━━━━━ Input material

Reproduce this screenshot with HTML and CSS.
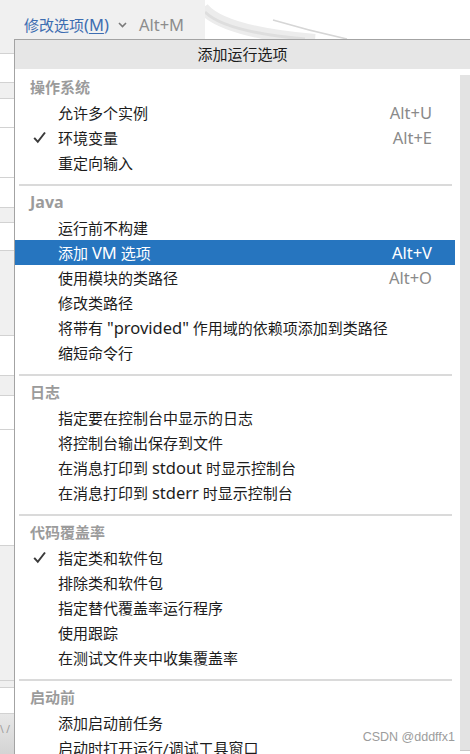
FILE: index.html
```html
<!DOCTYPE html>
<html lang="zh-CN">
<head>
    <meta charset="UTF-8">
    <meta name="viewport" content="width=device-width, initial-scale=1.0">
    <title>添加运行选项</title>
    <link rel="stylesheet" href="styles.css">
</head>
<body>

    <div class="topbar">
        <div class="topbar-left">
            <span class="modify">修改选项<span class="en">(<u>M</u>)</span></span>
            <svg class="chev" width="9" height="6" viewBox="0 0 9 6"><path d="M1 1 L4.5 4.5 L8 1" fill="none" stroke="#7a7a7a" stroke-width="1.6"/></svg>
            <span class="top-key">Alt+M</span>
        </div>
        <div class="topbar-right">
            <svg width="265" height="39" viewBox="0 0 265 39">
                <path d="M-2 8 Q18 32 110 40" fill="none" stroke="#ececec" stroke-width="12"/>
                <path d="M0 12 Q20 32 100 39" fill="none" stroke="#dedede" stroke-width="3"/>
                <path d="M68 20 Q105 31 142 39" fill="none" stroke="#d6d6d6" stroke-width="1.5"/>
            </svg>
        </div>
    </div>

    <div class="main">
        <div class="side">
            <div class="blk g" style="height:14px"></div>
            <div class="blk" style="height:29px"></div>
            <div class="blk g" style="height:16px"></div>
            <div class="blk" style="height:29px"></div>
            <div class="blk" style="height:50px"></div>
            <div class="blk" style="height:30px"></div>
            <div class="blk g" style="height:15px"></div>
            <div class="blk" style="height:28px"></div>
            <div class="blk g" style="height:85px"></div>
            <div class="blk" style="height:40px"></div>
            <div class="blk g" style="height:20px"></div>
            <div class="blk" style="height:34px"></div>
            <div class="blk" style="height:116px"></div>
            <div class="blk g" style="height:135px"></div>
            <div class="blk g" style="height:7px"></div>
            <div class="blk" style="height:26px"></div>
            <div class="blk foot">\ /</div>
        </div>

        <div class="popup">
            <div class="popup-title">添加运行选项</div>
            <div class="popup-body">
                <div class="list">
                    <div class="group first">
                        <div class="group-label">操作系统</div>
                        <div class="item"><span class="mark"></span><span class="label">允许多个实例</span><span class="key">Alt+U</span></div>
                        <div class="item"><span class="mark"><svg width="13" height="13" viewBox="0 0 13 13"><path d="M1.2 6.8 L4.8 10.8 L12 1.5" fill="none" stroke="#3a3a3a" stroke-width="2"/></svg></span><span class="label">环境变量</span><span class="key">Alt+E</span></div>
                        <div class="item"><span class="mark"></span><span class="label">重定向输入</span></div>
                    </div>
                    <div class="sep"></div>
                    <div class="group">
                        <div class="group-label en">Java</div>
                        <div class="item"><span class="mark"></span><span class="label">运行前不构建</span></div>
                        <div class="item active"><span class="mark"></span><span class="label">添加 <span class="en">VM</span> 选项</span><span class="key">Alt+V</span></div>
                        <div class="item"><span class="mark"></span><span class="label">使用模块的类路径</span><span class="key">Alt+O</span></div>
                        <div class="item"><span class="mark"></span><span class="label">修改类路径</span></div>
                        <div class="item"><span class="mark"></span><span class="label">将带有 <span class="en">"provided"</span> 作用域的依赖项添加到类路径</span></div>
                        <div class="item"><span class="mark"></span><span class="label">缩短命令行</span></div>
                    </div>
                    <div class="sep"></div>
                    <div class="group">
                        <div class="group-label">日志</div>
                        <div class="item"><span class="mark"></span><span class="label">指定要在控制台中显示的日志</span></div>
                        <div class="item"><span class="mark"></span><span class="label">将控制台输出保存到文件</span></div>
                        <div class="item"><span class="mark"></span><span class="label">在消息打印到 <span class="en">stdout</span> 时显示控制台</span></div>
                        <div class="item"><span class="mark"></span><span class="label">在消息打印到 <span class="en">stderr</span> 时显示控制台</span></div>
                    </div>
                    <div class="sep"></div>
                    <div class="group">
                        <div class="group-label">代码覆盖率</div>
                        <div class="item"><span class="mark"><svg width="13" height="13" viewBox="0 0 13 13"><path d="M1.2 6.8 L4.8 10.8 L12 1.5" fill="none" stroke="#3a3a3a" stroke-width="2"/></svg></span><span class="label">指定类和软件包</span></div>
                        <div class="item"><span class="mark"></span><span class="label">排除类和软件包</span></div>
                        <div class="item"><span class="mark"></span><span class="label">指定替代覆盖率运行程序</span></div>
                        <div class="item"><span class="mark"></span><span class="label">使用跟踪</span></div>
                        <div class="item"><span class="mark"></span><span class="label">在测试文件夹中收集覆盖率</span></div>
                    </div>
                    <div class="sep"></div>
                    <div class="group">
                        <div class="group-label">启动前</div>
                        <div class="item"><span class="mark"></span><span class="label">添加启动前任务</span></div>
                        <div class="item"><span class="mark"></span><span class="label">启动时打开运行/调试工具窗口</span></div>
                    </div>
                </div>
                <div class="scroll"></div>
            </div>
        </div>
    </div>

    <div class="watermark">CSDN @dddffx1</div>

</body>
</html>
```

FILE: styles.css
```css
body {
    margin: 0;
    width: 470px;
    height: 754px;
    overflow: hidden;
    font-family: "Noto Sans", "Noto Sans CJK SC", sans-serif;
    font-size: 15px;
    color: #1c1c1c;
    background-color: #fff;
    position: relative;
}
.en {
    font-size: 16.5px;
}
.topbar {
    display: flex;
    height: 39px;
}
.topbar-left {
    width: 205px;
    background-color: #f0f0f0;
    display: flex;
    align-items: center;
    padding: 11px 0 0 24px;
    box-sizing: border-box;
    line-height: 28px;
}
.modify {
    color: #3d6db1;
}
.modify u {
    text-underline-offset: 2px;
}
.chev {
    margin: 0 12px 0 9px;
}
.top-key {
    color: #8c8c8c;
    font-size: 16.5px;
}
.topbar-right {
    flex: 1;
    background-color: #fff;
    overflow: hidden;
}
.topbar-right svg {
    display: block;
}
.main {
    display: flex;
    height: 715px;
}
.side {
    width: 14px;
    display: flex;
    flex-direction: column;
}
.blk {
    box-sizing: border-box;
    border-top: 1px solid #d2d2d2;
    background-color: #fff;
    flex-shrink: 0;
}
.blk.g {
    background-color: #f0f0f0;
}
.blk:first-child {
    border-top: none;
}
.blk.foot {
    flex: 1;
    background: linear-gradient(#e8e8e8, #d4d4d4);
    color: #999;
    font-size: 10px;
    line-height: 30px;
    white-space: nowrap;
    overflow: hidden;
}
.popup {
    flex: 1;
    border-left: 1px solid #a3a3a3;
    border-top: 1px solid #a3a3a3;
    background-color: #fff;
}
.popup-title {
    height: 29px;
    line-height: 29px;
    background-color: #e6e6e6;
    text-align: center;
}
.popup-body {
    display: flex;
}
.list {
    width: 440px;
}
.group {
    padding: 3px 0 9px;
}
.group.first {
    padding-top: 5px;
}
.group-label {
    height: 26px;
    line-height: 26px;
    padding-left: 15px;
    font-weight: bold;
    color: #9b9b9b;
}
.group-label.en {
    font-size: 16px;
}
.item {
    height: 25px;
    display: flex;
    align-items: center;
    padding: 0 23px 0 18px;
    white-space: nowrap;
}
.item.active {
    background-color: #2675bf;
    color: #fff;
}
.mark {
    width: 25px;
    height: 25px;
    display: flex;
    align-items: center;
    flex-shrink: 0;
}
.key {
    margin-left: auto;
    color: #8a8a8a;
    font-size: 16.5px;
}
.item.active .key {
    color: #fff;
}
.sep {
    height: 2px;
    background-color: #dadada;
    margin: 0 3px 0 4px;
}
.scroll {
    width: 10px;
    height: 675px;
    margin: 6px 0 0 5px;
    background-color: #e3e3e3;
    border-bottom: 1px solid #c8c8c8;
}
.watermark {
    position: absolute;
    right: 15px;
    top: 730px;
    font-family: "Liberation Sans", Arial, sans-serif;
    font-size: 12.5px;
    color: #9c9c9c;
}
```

━━━━━━━━━━
━━━━━ Input material

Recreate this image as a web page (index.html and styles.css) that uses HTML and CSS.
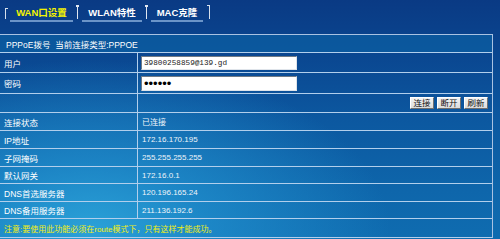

━━━━━━━━━━
━━━━━ Input material

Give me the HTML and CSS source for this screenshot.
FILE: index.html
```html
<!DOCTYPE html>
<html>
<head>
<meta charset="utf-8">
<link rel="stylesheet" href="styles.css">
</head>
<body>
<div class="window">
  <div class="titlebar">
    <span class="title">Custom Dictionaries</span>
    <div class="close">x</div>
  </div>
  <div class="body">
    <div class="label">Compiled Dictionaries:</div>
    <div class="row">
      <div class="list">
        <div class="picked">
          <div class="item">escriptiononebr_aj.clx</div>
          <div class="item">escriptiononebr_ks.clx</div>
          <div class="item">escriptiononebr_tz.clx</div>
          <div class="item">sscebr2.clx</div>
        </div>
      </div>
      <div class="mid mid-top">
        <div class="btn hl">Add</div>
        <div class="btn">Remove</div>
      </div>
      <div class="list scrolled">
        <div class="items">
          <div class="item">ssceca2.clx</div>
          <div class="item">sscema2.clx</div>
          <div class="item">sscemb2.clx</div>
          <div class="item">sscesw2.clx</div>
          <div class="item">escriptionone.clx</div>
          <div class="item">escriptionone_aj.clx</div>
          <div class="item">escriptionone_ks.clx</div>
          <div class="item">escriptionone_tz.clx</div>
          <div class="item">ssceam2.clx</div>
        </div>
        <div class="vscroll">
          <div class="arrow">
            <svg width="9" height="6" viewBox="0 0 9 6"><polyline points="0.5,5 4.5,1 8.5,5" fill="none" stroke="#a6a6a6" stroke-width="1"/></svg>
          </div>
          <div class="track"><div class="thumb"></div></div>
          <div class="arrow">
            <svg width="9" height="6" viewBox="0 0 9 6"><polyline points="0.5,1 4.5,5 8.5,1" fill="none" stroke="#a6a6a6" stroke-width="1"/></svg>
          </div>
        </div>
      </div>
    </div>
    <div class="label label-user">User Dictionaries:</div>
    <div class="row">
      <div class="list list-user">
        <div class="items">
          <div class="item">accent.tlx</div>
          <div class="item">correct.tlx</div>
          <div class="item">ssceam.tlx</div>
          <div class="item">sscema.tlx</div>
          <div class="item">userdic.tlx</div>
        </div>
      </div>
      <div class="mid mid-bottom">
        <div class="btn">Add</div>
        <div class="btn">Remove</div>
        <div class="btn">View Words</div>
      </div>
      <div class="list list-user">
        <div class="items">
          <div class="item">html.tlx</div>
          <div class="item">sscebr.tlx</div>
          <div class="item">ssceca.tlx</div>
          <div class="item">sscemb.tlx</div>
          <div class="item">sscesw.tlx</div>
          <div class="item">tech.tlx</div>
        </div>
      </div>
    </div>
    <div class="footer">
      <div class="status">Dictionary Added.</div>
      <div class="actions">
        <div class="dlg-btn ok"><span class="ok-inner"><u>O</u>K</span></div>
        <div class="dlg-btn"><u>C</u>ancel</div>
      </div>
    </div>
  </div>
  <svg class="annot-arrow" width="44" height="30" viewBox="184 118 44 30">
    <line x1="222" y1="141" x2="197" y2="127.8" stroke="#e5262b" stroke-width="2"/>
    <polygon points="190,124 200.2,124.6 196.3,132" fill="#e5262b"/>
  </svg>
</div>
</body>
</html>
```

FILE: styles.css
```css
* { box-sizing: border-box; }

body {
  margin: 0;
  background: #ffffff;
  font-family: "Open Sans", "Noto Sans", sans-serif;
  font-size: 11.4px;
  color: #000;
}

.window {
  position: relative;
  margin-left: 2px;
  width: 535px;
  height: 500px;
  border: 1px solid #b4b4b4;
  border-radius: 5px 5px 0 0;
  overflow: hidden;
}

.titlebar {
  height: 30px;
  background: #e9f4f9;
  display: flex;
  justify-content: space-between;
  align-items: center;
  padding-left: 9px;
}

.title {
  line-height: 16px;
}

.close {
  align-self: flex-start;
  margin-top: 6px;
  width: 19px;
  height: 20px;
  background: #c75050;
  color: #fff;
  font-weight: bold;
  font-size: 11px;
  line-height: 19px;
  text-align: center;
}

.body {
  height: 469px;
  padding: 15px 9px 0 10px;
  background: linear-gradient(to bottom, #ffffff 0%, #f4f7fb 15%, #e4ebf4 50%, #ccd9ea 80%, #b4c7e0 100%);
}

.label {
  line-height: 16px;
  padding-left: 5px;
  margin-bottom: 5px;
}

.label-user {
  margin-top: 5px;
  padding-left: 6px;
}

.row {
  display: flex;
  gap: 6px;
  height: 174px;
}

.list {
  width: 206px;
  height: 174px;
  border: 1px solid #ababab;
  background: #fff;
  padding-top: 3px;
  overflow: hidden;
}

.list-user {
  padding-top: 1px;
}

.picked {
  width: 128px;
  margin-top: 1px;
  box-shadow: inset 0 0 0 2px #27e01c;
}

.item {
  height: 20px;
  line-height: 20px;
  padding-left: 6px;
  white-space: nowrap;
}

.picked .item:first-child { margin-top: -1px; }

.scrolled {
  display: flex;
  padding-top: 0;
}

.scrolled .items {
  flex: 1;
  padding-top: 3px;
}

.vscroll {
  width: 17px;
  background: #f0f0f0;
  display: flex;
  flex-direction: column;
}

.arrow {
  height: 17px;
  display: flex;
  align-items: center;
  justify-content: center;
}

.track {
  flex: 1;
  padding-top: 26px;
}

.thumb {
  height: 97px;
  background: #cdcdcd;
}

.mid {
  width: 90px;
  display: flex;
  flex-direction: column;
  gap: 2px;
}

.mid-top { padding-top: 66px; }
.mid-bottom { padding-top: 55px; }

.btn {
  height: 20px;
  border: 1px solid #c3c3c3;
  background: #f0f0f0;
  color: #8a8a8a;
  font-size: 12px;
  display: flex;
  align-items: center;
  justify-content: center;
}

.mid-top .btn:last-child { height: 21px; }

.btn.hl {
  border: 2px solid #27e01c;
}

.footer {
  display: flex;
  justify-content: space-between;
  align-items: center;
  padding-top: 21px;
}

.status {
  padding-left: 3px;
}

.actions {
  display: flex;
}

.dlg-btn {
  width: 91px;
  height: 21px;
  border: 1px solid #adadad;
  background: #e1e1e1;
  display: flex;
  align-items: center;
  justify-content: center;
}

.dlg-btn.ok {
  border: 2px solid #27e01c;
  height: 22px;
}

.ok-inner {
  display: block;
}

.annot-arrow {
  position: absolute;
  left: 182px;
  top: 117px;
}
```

━━━━━━━━━━

• _Your instructions_: Going through the data, tally the lines containing "this" and report only the result.

• _Task answer_: 3